WHAT TO PRODUCE: From the entries below, copy every line holding the word "this".

+ + + +

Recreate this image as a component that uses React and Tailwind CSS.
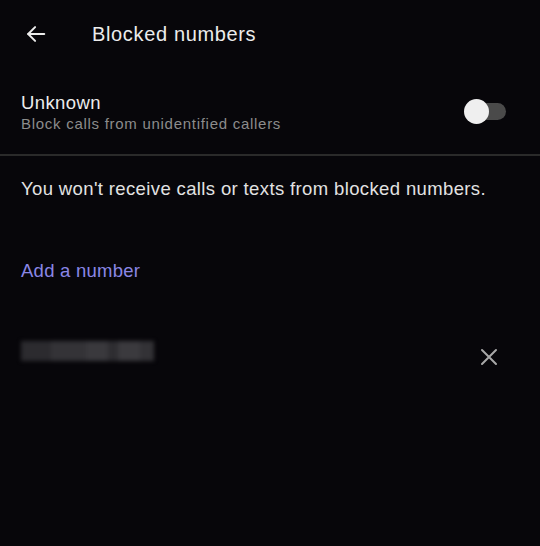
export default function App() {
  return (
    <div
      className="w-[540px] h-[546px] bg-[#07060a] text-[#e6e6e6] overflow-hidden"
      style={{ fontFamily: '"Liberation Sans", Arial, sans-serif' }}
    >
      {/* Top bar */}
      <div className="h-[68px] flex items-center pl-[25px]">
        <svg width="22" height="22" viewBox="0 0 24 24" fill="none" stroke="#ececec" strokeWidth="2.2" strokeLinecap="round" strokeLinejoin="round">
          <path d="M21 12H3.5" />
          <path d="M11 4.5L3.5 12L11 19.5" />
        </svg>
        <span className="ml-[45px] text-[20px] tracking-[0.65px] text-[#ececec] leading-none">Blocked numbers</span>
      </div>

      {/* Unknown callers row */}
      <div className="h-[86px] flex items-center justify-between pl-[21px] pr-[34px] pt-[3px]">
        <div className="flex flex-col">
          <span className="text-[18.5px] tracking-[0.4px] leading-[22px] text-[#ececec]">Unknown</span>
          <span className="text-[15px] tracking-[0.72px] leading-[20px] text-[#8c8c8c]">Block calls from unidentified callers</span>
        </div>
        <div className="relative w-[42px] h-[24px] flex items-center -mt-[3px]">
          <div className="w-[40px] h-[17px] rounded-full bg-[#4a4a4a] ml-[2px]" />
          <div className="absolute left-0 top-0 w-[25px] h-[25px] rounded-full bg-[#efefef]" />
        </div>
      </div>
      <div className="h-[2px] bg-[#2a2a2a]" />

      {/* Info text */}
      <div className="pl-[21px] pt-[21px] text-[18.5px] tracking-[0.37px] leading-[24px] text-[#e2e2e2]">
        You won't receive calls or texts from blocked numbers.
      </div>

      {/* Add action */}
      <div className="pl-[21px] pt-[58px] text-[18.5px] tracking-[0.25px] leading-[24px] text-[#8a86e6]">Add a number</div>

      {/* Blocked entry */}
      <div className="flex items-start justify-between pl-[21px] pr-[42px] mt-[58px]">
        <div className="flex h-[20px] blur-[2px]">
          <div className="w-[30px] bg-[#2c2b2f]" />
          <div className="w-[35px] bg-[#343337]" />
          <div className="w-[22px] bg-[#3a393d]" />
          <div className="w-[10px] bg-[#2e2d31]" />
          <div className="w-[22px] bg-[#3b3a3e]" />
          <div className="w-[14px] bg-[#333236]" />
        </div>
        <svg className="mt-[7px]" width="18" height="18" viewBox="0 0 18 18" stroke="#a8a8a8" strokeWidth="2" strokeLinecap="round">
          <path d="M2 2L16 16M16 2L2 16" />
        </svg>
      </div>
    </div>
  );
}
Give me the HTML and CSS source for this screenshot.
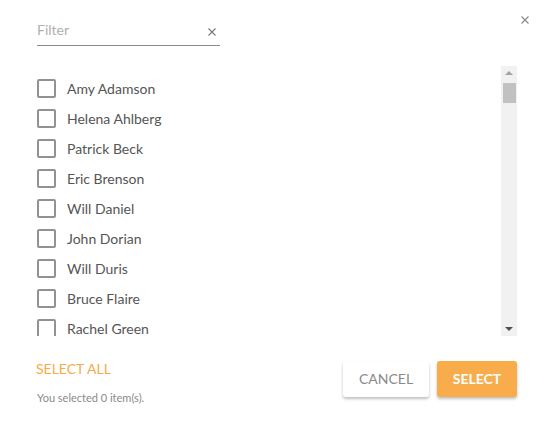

+ + + +

COMPLETE OUTPUT:
Recreate this image as a component that uses React and Tailwind CSS.
Give me the HTML and CSS source for this screenshot.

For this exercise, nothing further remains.